1 In base al tasso di cambio vigente il 10 ottobre 2011, 1 yuan= 0.115 euro (fonte : http://www.xe.com/ucc/convert/?Amount=1&;From=EUR&To=CNY)
2 Calcolato in base a due indicatori convergenti ma non identici che mettono a confronto il potere d’acquisto nei diversi paesi, basati sul costo della vita negli Stati Uniti (in cui entrambi sono uguali a 100). Le stime sono della Banca Mondiale e si riferiscono al 2005.Il primo indicatore (PLI, o Price Level Index) aveva um valore di 42 in Cina e 109 in Italia). In Cina il costo della vita era poco piu’ di un terzo di quello americano, in Italia quasi un 10% in piu’ (l’Italia, contrariamente a quello che si potrebbe pensare, e’ piu’ cara degli USA) . Il secondo indicatore (PPP, o Purchase Power Parity) e’ una stima (che, evidentemente, e’ basata sul PLI piu’ altre informazioni statistiche) della capacita’ effettiva di acquisto di un dollaro nei vari paesi. Nel 2005 questo índice era di 3.45 per la Cina e di 0.88 per l’Italia. In pratica, con un dollaro si potevano comprare quasi quattro volte piu’ merci e servizi in Cina che negli Usa, mentre in Italia, al contrario, il potere d’acquisto di questo stesso dollaro sarebbe stato minore che negli Stati Uniti.
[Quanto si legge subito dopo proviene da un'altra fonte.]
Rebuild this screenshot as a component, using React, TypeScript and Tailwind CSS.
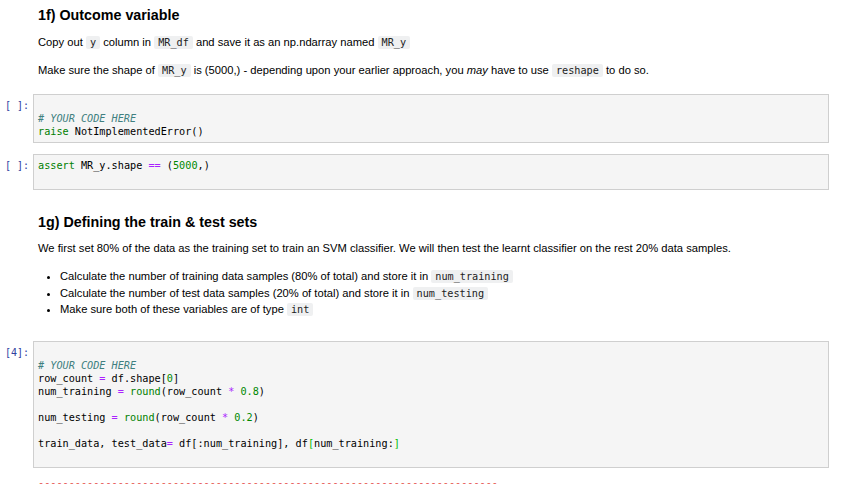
import React from 'react';

const mono = "font-['DejaVu_Sans_Mono',monospace]";

const Code: React.FC<{ children: React.ReactNode }> = ({ children }) => (
  <code className={`${mono} text-[10.2px] leading-none bg-[#eff0f1] px-[4px] py-[1px] rounded-[2px] text-[#222]`}>{children}</code>
);

const Kw: React.FC<{ children: React.ReactNode }> = ({ children }) => (
  <span className="text-[#008000]">{children}</span>
);
const Op: React.FC<{ children: React.ReactNode }> = ({ children }) => (
  <span className="text-[#aa22ff]">{children}</span>
);
const Num: React.FC<{ children: React.ReactNode }> = ({ children }) => (
  <span className="text-[#008800]">{children}</span>
);
const Bi: React.FC<{ children: React.ReactNode }> = ({ children }) => (
  <span className="text-[#008000]">{children}</span>
);
const Cm: React.FC<{ children: React.ReactNode }> = ({ children }) => (
  <span className="text-[#408080] italic">{children}</span>
);
const Br: React.FC<{ children: React.ReactNode }> = ({ children }) => (
  <span className="text-[#00bb00]">{children}</span>
);

const CodeCell: React.FC<{ prompt: string; lines: React.ReactNode[]; className?: string }> = ({ prompt, lines, className }) => (
  <div className={`flex ${className ?? ''}`}>
    <div className={`w-[33px] shrink-0 pl-[5px] pt-[5px] ${mono} text-[10px] leading-[13px] text-[#303f9f]`}>
      {prompt}
    </div>
    <div className="w-[796px] border border-[#cfcfcf] bg-[#f5f5f5] px-[4px] py-[4px]">
      <pre className={`${mono} text-[10.2px] leading-[13px] text-black whitespace-pre`}>
        {lines.map((l, i) => (
          <div key={i} className="h-[13px]">{l}</div>
        ))}
      </pre>
    </div>
  </div>
);

export default function App() {
  return (
    <div className="w-[842px] h-[486px] overflow-hidden bg-white font-['Liberation_Sans',Arial,sans-serif] text-black">
      <div className="pl-[38px]">
        <h2 className="mt-[5px] text-[14.3px] leading-[20px] font-bold">1f) Outcome variable</h2>
        <p className="mt-[9px] text-[11.2px] leading-[17px]">
          Copy out <Code>y</Code> column in <Code>MR_df</Code> and save it as an np.ndarray named <Code>MR_y</Code>
        </p>
        <p className="mt-[11px] text-[11.2px] leading-[17px]">
          Make sure the shape of <Code>MR_y</Code> is (5000,) - depending upon your earlier approach, you <em>may</em> have to use <Code>reshape</Code> to do so.
        </p>
      </div>

      <CodeCell
        className="mt-[15px]"
        prompt="[ ]:"
        lines={[
          '',
          <Cm># YOUR CODE HERE</Cm>,
          <><Kw>raise</Kw> NotImplementedError()</>,
        ]}
      />

      <CodeCell
        className="mt-[11px]"
        prompt="[ ]:"
        lines={[
          <><Kw>assert</Kw> MR_y.shape <Op>==</Op> (<Num>5000</Num>,)</>,
          '',
        ]}
      />

      <div className="pl-[38px]">
        <h2 className="mt-[22px] text-[14.3px] leading-[20px] font-bold">1g) Defining the train &amp; test sets</h2>
        <p className="mt-[8px] text-[11.2px] leading-[17px]">
          We first set 80% of the data as the training set to train an SVM classifier. We will then test the learnt classifier on the rest 20% data samples.
        </p>
        <ul className="mt-[11px] list-disc pl-[22px] text-[11.2px] leading-[16.7px]">
          <li>Calculate the number of training data samples (80% of total) and store it in <Code>num_training</Code></li>
          <li>Calculate the number of test data samples (20% of total) and store it in <Code>num_testing</Code></li>
          <li>Make sure both of these variables are of type <Code>int</Code></li>
        </ul>
      </div>

      <CodeCell
        className="mt-[23px]"
        prompt="[4]:"
        lines={[
          '',
          <Cm># YOUR CODE HERE</Cm>,
          <>row_count <Op>=</Op> df.shape[<Num>0</Num>]</>,
          <>num_training <Op>=</Op> <Bi>round</Bi>(row_count <Op>*</Op> <Num>0.8</Num>)</>,
          '',
          <>num_testing <Op>=</Op> <Bi>round</Bi>(row_count <Op>*</Op> <Num>0.2</Num>)</>,
          '',
          <>train_data, test_data<Op>=</Op> df[:num_training], df<Br>[</Br>num_training:<Br>]</Br></>,
          '',
        ]}
      />

      <div className={`pl-[38px] mt-[11px] ${mono} text-[10.2px] leading-[8px] text-[#e75c58] whitespace-pre`}>
        {'-'.repeat(75)}
      </div>
    </div>
  );
}
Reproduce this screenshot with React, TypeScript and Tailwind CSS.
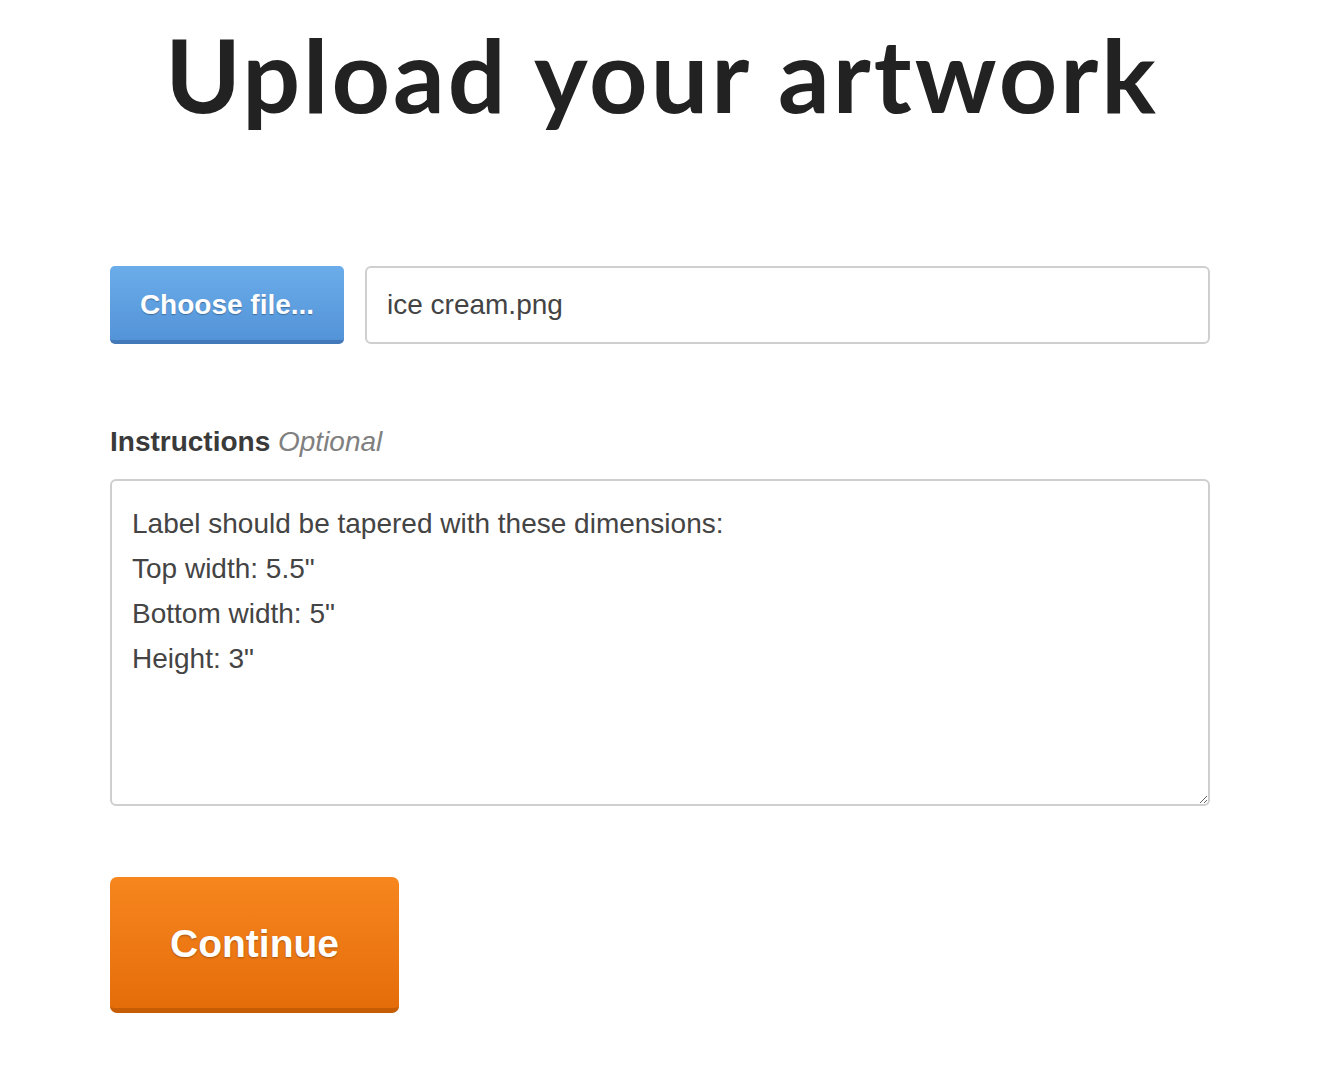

3 I senior managers possono guadagnare 80- 90000 yuan
4 Come in Italia, i salari del settore pubblico cinese non si discostano molto da quelli del settore privato formale. Tuttavia, i dati riportati dall ’Economist Intelligent Unit si riferiscono probabilmente a ai salari pagati dalle multinazionali, che sono piuttosto alti poiché queste imprese tendono a ricercare i lavoratori piu’ qualificati. Salari simili, o di poco inferiori, possono essere guadagnati dai lavoratori delle imprese pubbliche e a partecipazione statale e delle banche, anch’essi molto qualificati. I salari medi dell’amministrazione pubblica sono piu’ bassi.